Lookup from a reference table can be a performance intensive process, especially with large datasets and fuzzy matching. The following information can be used to help address performance issues:
- Exact match filters perform much better than fuzzy match filters; rows are compared for exact matches before any fuzzy matching is attempted. If you are able to add any exact match filters to your premium lookup component performance will improve.
- When using a fuzzy match filter the higher the similarity threshold you set, the better the performance will be (and the fewer matches you will get). A high similarity threshold allows potential matches to be eliminated more quickly.

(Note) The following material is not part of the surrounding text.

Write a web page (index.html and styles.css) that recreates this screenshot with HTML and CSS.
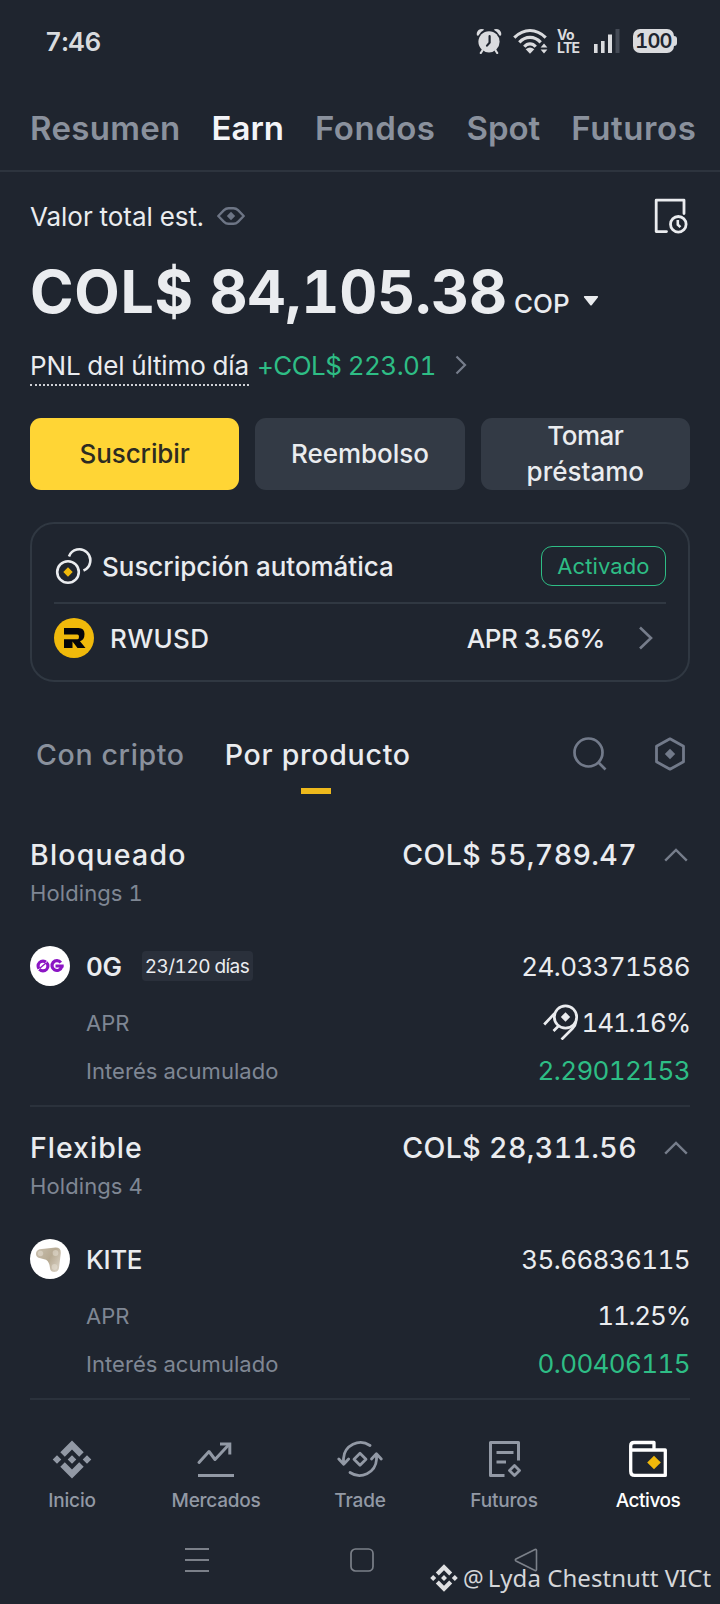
FILE: index.html
```html
<!DOCTYPE html>
<html lang="es">
<head>
<meta charset="utf-8">
<title>Earn</title>
<link rel="stylesheet" href="styles.css">
</head>
<body>
<div class="screen">
  <header class="status">
    <span class="time">7:46</span>
    <div class="status-icons">
      <svg class="alarm" width="26" height="26" viewBox="0 0 26 26"><g fill="#dadbde"><circle cx="13" cy="13.8" r="10.6"/><path d="M1 7.6Q-.2 3.2 4 1.2Q7 .4 8.2 1.8Q4 4 2.3 7.8z"/><path d="M25 7.6Q26.2 3.2 22 1.2Q19 .4 17.8 1.8Q22 4 23.7 7.8z"/></g><path d="M6.4 22.5L4.8 25M19.6 22.5L21.2 25" stroke="#dadbde" stroke-width="2.2" stroke-linecap="round"/><path d="M13.6 8.2v6.4L11 17.6" fill="none" stroke="#1f252f" stroke-width="2.2" stroke-linecap="round"/></svg>
      <svg class="wifi" width="36" height="26" viewBox="0 0 36 26"><g fill="none" stroke="#dadbde" stroke-width="3.2"><path d="M1.3 9.6Q8.5 2.5 17 2.5T32.7 9.6"/><path d="M6.3 14.3Q11 9.3 17 9.3T27.7 14.3"/><path d="M11.3 18.7Q13.8 15.8 17 15.8T22.7 18.7"/></g><path d="M12.7 21.3Q17 17.8 21.3 21.3L17 25.8z" fill="#dadbde"/><path d="M31 15.5l3.4 4.1h-6.8zM31 25.5l3.4-4.1h-6.8z" fill="#dadbde"/></svg>
      <span class="volte"><span>Vo</span><span>LTE</span></span>
      <svg class="signal" width="26" height="26" viewBox="0 0 26 26"><path d="M0 16h3.6v9H0zM7 13h3.6v12H7zM14 6.500h4V25h-4z" fill="#dadbde"/><path d="M21.500 1h4v24h-4z" fill="#444a55"/></svg>
      <span class="battery"><span class="battery-body">100</span><i></i></span>
    </div>
  </header>

  <nav class="tabs">
    <span class="t-resumen">Resumen</span><span class="t-earn on">Earn</span><span class="t-fondos">Fondos</span><span class="t-spot">Spot</span><span class="t-futuros">Futuros</span>
  </nav>

  <main>
    <div class="value-row">
      <span class="value-label">Valor total est.</span>
      <svg class="eye" width="28" height="18" viewBox="0 0 28 18" fill="none"><path d="M1.300 9L7 3.200Q9 1.200 11.500 1.200h5Q19 1.200 21 3.200L26.700 9L21 14.800Q19 16.800 16.500 16.800h-5Q9 16.800 7 14.800z" stroke="#6d7585" stroke-width="2.400" stroke-linejoin="round"/><path d="M14 4.800l4.200 4.200-4.200 4.200-4.200-4.200z" fill="#6d7585"/></svg>
      <svg class="history" width="34" height="36" viewBox="0 0 34 36" fill="none" stroke="#eaecef" stroke-width="2.800"><path d="M12.500 33.600H2.200V2.200H30v13.300" stroke-linecap="round" stroke-linejoin="round"/><circle cx="24.300" cy="26.300" r="7.800"/><path d="M23.800 22v4.600l2.600 2.600" stroke-width="2.600"/></svg>
    </div>
    <div class="balance">
      <span class="amount"><span class="cur">COL$</span> 84,105.38</span><span class="currency">COP</span>
      <svg width="16" height="10" viewBox="0 0 16 10"><path d="M1.500 0h13Q15.600.4 14.800 1.500L8.900 9Q8 10 7.100 9L1.200 1.500Q.4.4 1.500 0z" fill="#eaecef"/></svg>
    </div>
    <div class="pnl">
      <span class="pnl-label">PNL del último día</span><span class="pnl-value">+COL$ 223.01</span>
      <svg width="12" height="20" viewBox="0 0 12 20"><path d="M1.500 1.500L10 10 1.500 18.500" fill="none" stroke="#767d8b" stroke-width="2.200"/></svg>
    </div>

    <div class="actions">
      <button class="primary">Suscribir</button>
      <button class="b-reembolso">Reembolso</button>
      <button class="b-prestamo"><span class="l1">Tomar</span><span>préstamo</span></button>
    </div>

    <section class="card">
      <div class="card-top">
        <svg width="38" height="38" viewBox="0 0 38 38" fill="none"><circle cx="13" cy="25" r="10.800" stroke="#eaecef" stroke-width="2.600"/><path d="M14 9.500A11 11 0 1 1 28.500 23.500" stroke="#eaecef" stroke-width="2.600"/><path d="M13 20.300l4.700 4.700-4.700 4.700L8.300 25z" fill="#f0b90b"/></svg>
        <span class="card-title">Suscripción automática</span>
        <span class="badge">Activado</span>
      </div>
      <div class="card-bottom">
        <svg class="rw" width="40" height="40" viewBox="0 0 40 40"><circle cx="20" cy="20" r="20" fill="#f0b90b"/><path d="M10 10h14.500Q30.500 10 30.500 16t-4.500 7.200L31.500 30H23.500L18.500 23.500V30H10V21.300H23.500Q25 21.300 25 18.800T23 16.500H10z" fill="#05060a"/></svg>
        <span class="rw-name">RWUSD</span>
        <span class="rw-apr">APR 3.56%</span>
        <svg class="chev" width="16" height="24" viewBox="0 0 16 24"><path d="M2 1.500L13 12 2 22.500" fill="none" stroke="#767d8b" stroke-width="2.600"/></svg>
      </div>
    </section>

    <div class="subtabs">
      <span class="st-cripto">Con cripto</span>
      <span class="st-producto">Por producto</span>
      <svg class="search" width="36" height="36" viewBox="0 0 36 36" fill="none" stroke="#727a8a" stroke-width="2.700"><circle cx="16.500" cy="16.500" r="14"/><path d="M26.500 26.500l7 7"/></svg>
      <svg class="hex" width="32" height="34" viewBox="0 0 32 34"><path d="M16 1.800L29.500 9.200V24.800L16 32.200 2.500 24.800V9.200z" fill="none" stroke="#727a8a" stroke-width="2.800" stroke-linejoin="round"/><path d="M16 11.800l5.200 5.200-5.200 5.200-5.200-5.200z" fill="#727a8a"/></svg>
    </div>

    <section class="group">
      <div class="group-head">
        <h2 class="h-bloq">Bloqueado</h2><span class="total">COL$ 55,789.47</span>
        <svg width="24" height="14" viewBox="0 0 24 14"><path d="M1.200 12.700L12 2 22.800 12.700" fill="none" stroke="#767d8b" stroke-width="2.400"/></svg>
      </div>
      <p class="holdings">Holdings 1</p>
      <div class="asset">
        <svg class="coin" width="40" height="40" viewBox="0 0 40 40"><circle cx="20" cy="20" r="20" fill="#fff"/><g fill="none" stroke="#8b15c4" stroke-width="3.200"><circle cx="13" cy="20" r="4.900"/><path d="M30.800 16.600A4.900 4.900 0 1 0 31.600 21M25.500 20h8.200"/></g><path d="M7.500 24.500L17.500 15" stroke="#fff" stroke-width="1"/><path d="M9.500 22.500L16 17" stroke="#8b15c4" stroke-width="1.400"/></svg>
        <span class="name n-0g">0G</span><span class="days">23/120 días</span>
        <span class="num n10">24.03371586</span>
      </div>
      <div class="line apr"><span class="lab">APR</span>
        <svg width="36" height="36" viewBox="0 0 36 36" fill="none" stroke="#eaecef" stroke-width="2.700"><circle cx="22.500" cy="13" r="11.200"/><path d="M1.200 20.500L11.500 9.500M10.500 27L16 21.500M33 17.500Q32.500 21.500 29.500 24.500L18.500 35.500"/><path d="M22.500 8.300l4.700 4.700-4.700 4.700-4.700-4.700z" fill="#eaecef" stroke="none"/></svg>
        <span class="num pct">141.16%</span></div>
      <div class="line interest"><span class="lab">Interés acumulado</span><span class="num n9 green">2.29012153</span></div>
    </section>

    <section class="group">
      <div class="group-head">
        <h2 class="h-flex">Flexible</h2><span class="total">COL$ 28,311.56</span>
        <svg width="24" height="14" viewBox="0 0 24 14"><path d="M1.200 12.700L12 2 22.800 12.700" fill="none" stroke="#767d8b" stroke-width="2.400"/></svg>
      </div>
      <p class="holdings">Holdings 4</p>
      <div class="asset">
        <svg class="coin" width="40" height="40" viewBox="0 0 40 40"><defs><linearGradient id="kite" x1="0" y1="0" x2="1" y2=".6"><stop offset="0" stop-color="#c9bfae"/><stop offset=".6" stop-color="#b7aa93"/><stop offset="1" stop-color="#d3cabb"/></linearGradient></defs><circle cx="20" cy="20" r="20" fill="#fff"/><path d="M9.500 10.300L25.500 8.600Q31 8.500 30.800 14L29 29Q28.300 33 24.300 33T20 29Q19.500 23 16 20.800L8.500 18.800Q5.800 17.500 6 14.500T9.500 10.300z" fill="url(#kite)"/><g fill="#e9e3d8" opacity=".5"><circle cx="10.500" cy="14.500" r="2.700"/><circle cx="25.500" cy="14" r="2.900"/><circle cx="24.500" cy="28" r="2.900"/></g></svg>
        <span class="name n-kite">KITE</span>
        <span class="num n10">35.66836115</span>
      </div>
      <div class="line apr"><span class="lab">APR</span><span class="num pct">11.25%</span></div>
      <div class="line interest"><span class="lab">Interés acumulado</span><span class="num n9 green">0.00406115</span></div>
    </section>
  </main>

  <nav class="bottom">
    <div class="item">
      <svg width="44" height="40" viewBox="0 0 44 40" fill="#9299a5"><path d="M22 .5l11.700 11.700-4.500 4.500L22 9.500l-7.200 7.200-4.500-4.500zM22 38.500L10.300 26.800l4.500-4.500L22 29.500l7.200-7.200 4.500 4.500zM22 15.200l4.300 4.300-4.300 4.300-4.300-4.300zM7 15.200l4.300 4.300L7 23.800 2.700 19.500zM37 15.200l4.300 4.300-4.300 4.300-4.300-4.300z"/></svg>
      <span class="l-inicio">Inicio</span>
    </div>
    <div class="item">
      <svg width="44" height="40" viewBox="0 0 44 40" fill="none" stroke="#9299a5" stroke-width="3"><path d="M5 22.500L15 11.500l6 8L35 4.500" stroke-linejoin="round" stroke-linecap="round"/><path d="M26 4h9.800v10.400"/><path d="M4 35.500h36"/></svg>
      <span class="l-mercados">Mercados</span>
    </div>
    <div class="item">
      <svg width="48" height="40" viewBox="0 0 48 40" fill="none" stroke="#9299a5" stroke-width="2.800" stroke-linecap="round" stroke-linejoin="round"><path d="M34 5.500A17 17 0 0 0 7.500 18.500v5.500M2.800 19l4.900 5.200 4.900-5.200"/><path d="M14 32.500A17 17 0 0 0 40.500 19.500v-5.500M35.500 19l4.900-5.200 4.900 5.200"/><path d="M24 13.200l6 6-6 6-6-6z"/></svg>
      <span class="l-trade">Trade</span>
    </div>
    <div class="item">
      <svg width="44" height="40" viewBox="0 0 44 40" fill="none" stroke="#9299a5" stroke-width="3"><path d="M22.500 35.500H8.500V2.500h28v18" stroke-linejoin="round"/><path d="M14.500 12.500h17M14.500 22h9.500"/><path d="M32.500 25.500l5 5-5 5-5-5z" stroke-width="2.800" stroke-linejoin="round"/></svg>
      <span class="l-futuros">Futuros</span>
    </div>
    <div class="item on">
      <svg width="44" height="40" viewBox="0 0 44 40" fill="none" stroke="#fff" stroke-width="3.300" stroke-linejoin="round"><path d="M28 9.500V2.500H8Q4.700 2.500 4.700 5.700V31.200Q4.700 35.400 8.700 35.400H39.300V10H5"/><path d="M28 15.700l6.800 6.800-6.800 6.800-6.800-6.800z" fill="#f0b90b" stroke="none"/></svg>
      <span class="l-activos">Activos</span>
    </div>
  </nav>

  <footer class="sys">
    <svg width="24" height="24" viewBox="0 0 24 24" stroke="#7b8089" stroke-width="1.800"><path d="M0 1h24M0 12h24M0 23h24"/></svg>
    <svg width="24" height="24" viewBox="0 0 24 24"><rect x="1" y="1" width="22" height="22" rx="4.500" fill="none" stroke="#7b8089" stroke-width="1.700"/></svg>
    <svg width="24" height="24" viewBox="0 0 24 24"><path d="M22.500 2.300v19.400Q22.300 23 21 22.500L2 13Q.6 12 2 11L21 1.500Q22.300 1 22.500 2.300z" fill="none" stroke="#7b8089" stroke-width="1.600"/></svg>
  </footer>
  <div class="watermark">
    <svg width="28" height="28" viewBox="0 0 28 28" fill="#dfe0e2"><path d="M14 .2l8.200 8.200-3 3L14 6.200l-5.200 5.200-3-3zM14 27.800L5.800 19.600l3-3L14 21.800l5.200-5.200 3 3zM14 11l3 3-3 3-3-3zM3.200 11l3 3-3 3-3-3zM24.800 11l3 3-3 3-3-3z"/></svg>
    <span class="at">@</span><span class="user">Lyda Chestnutt VICt</span>
  </div>
</div>
</body>
</html>
```
FILE: styles.css
```css
* { box-sizing: border-box; margin: 0; padding: 0; }
body { background: #1f252f; }
.screen {
  position: relative;
  width: 720px;
  height: 1604px;
  overflow: hidden;
  background: #1f252f;
  color: #eaecef;
  font-family: Inter, "Liberation Sans", sans-serif;
  font-size: 26px;
  font-variant-numeric: tabular-nums;
  white-space: nowrap;
}
svg { display: block; flex: none; }

.status { display: flex; justify-content: space-between; height: 82px; padding: 0 43px 0 45px; align-items: center; }
.time { font-size: 26px; font-weight: 600; color: #d9dbde; letter-spacing: -.4px; }
.status-icons { display: flex; align-items: center; }
.wifi { margin-left: 11px; }
.volte { display: flex; flex-direction: column; width: 24px; margin-left: 8px; font-size: 14px; line-height: 13px; font-weight: 700; color: #dadbde; letter-spacing: -.7px; }
.signal { margin-left: 13px; }
.battery { display: flex; align-items: center; margin-left: 13px; }
.battery-body { width: 41px; height: 24px; border-radius: 7px; background: #dadbde; color: #1f252f; font-size: 20px; line-height: 24px; font-weight: 600; text-align: center; letter-spacing: -.8px; }
.battery i { width: 3px; height: 10px; border-radius: 0 3px 3px 0; background: #dadbde; }

.tabs { display: flex; gap: 31px; height: 90px; padding-left: 30px; border-bottom: 2px solid #2d343e; font-size: 33px; line-height: 92px; font-weight: 600; color: #8a919d; }
.tabs .on { color: #f3f4f8; }
.t-resumen { letter-spacing: .3px; }
.t-fondos { letter-spacing: .5px; }
.t-futuros { letter-spacing: .6px; }

main { padding: 0 30px; }
.value-row { display: flex; align-items: center; height: 36px; margin-top: 26px; }
.value-label { letter-spacing: -.05px; }
.eye { margin-left: 13px; }
.history { margin-left: auto; margin-right: 2px; }
.balance { display: flex; align-items: baseline; height: 75px; margin-top: 20px; line-height: 75px; }
.amount { font-size: 59px; font-weight: 700; letter-spacing: -.15px; }
.cur { letter-spacing: .7px; }
.currency { font-weight: 500; margin-left: 7px; }
.balance svg { margin-left: 13px; transform: translateY(-7px); }
.pnl { display: flex; height: 40px; margin-top: 17px; line-height: 39px; }
.pnl-label { height: 40px; border-bottom: 2px dotted #cfd1d6; letter-spacing: -.13px; }
.pnl-value { margin-left: 8px; color: #2ebd85; letter-spacing: -.55px; }
.pnl svg { margin: 9px 0 0 19px; }

.actions { display: grid; grid-template-columns: repeat(3, 1fr); gap: 16px; margin-top: 32px; }
.actions button { display: flex; flex-direction: column; align-items: center; justify-content: center; height: 72px; border: 0; border-radius: 11px; background: #333a45; color: #eaecef; font: 500 26px/36px Inter, "Liberation Sans", sans-serif; }
.actions .primary { background: #ffd535; color: #2d2b22; letter-spacing: -.1px; }
.l1 { letter-spacing: -.5px; }

.card { height: 160px; margin-top: 32px; padding: 0 22px; border: 2px solid #303842; border-radius: 24px; }
.card-top { display: flex; align-items: center; height: 80px; padding-top: 6px; border-bottom: 2px solid #303842; font-weight: 500; }
.card-top svg { margin-left: 1px; }
.card-title { margin-left: 9px; letter-spacing: -.03px; }
.badge { margin-left: auto; width: 125px; height: 40px; border: 1.500px solid #2ebd85; border-radius: 11px; font-size: 22px; line-height: 38px; font-weight: 400; text-align: center; color: #2ebd85; letter-spacing: .1px; }
.card-bottom { display: flex; align-items: center; height: 68px; font-weight: 500; }
.rw-name { margin-left: 16px; letter-spacing: .3px; }
.rw-apr { margin-left: auto; letter-spacing: -.45px; }
.chev { margin: 0 12px 0 33px; }

.subtabs { position: relative; display: flex; height: 70px; margin-top: 42px; font-size: 28.500px; line-height: 61px; font-weight: 500; }
.st-cripto { margin-left: 6px; color: #8a919d; letter-spacing: .65px; }
.st-producto { position: relative; margin-left: 40px; letter-spacing: .75px; }
.st-producto::after { content: ""; position: absolute; left: 76px; bottom: 0; width: 30px; height: 6px; background: #eeb91c; }
.search { margin: 12px 46px 0 auto; }
.hex { margin: 13px 4px 0 0; }

.group { height: 293px; padding-top: 22px; border-bottom: 2px solid #2b323c; }
.subtabs + .group { margin-top: 20px; }
.group-head { display: flex; align-items: center; height: 37px; font-weight: 500; font-size: 28.500px; }
h2 { font: inherit; }
.h-bloq { letter-spacing: 1.200px; }
.h-flex { letter-spacing: 1px; }
.total { margin-left: auto; letter-spacing: .37px; }
.group-head svg { margin: 0 2px 0 27px; }
.holdings { margin-top: 7px; font-size: 22px; line-height: 26px; color: #7f8794; letter-spacing: .1px; }
.asset { display: flex; align-items: center; height: 40px; margin-top: 40px; }
.name { margin-left: 16px; font-weight: 500; letter-spacing: -.4px; }
.n-0g { font-weight: 600; }
.days { margin-left: 20px; width: 111px; height: 30px; border-radius: 4px; background: #2a303b; font-size: 19px; line-height: 31px; text-align: center; letter-spacing: -.55px; }
.num { margin-left: auto; letter-spacing: -.63px; }
.pct { letter-spacing: -1.200px; }
.line { display: flex; align-items: center; height: 36px; padding-left: 56px; }
.lab { font-size: 22px; color: #7f8794; padding-top: 1px; letter-spacing: .06px; }
.apr { margin-top: 18px; }
.apr svg { margin-left: auto; }
.apr svg + .num { margin-left: 3px; }
.interest { margin-top: 12px; }
.green { color: #2ebd85; }

.bottom { display: flex; margin-top: 40px; height: 80px; }
.item { display: flex; flex-direction: column; align-items: center; width: 144px; color: #9299a5; font-size: 19px; line-height: 24px; font-weight: 500; letter-spacing: -.15px; }
.item svg { margin-bottom: 9px; }
.item.on { color: #fff; letter-spacing: -.45px; }
.l-mercados { letter-spacing: -.25px; }
.sys { display: flex; justify-content: space-between; margin-top: 28px; padding: 0 182px 0 185px; }
.watermark { position: absolute; left: 430px; top: 1560px; display: flex; align-items: center; height: 36px; font: 24px/36px "Noto Sans", sans-serif; color: #d4d6d9; }
.watermark .at { margin-left: 5px; font-size: 23px; }
.watermark .user { margin-left: 4px; letter-spacing: .05px; }
```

- The MatchingPerformance setting determines the balance between fuzzy match quality and performance and can be very useful to achieve desired levels of quality and performance. This property is a value between 0 and 1. It defaults to 0.75 for fuzzy match comparison type and uses an asymptotic scale, so small changes will have a bigger impact as they approach 1 and a smaller impact as they approach 0. If you are experiencing slow performance, especially with long strings (greater than 15 characters) try changing this value to something higher, such as 0.8 or 0.9. Each of the fuzzy lookup types has a default matching performance value which best suits that type of data.
- If your performance is good, and you would like better fuzzy matching precision, you can try lowering the MatchingPerformance value for a field. This will be especially useful for very short string fields (less than 8 characters). Try setting this value to 0.66 or 0.5 for improved fuzzy matching precision and lower performance.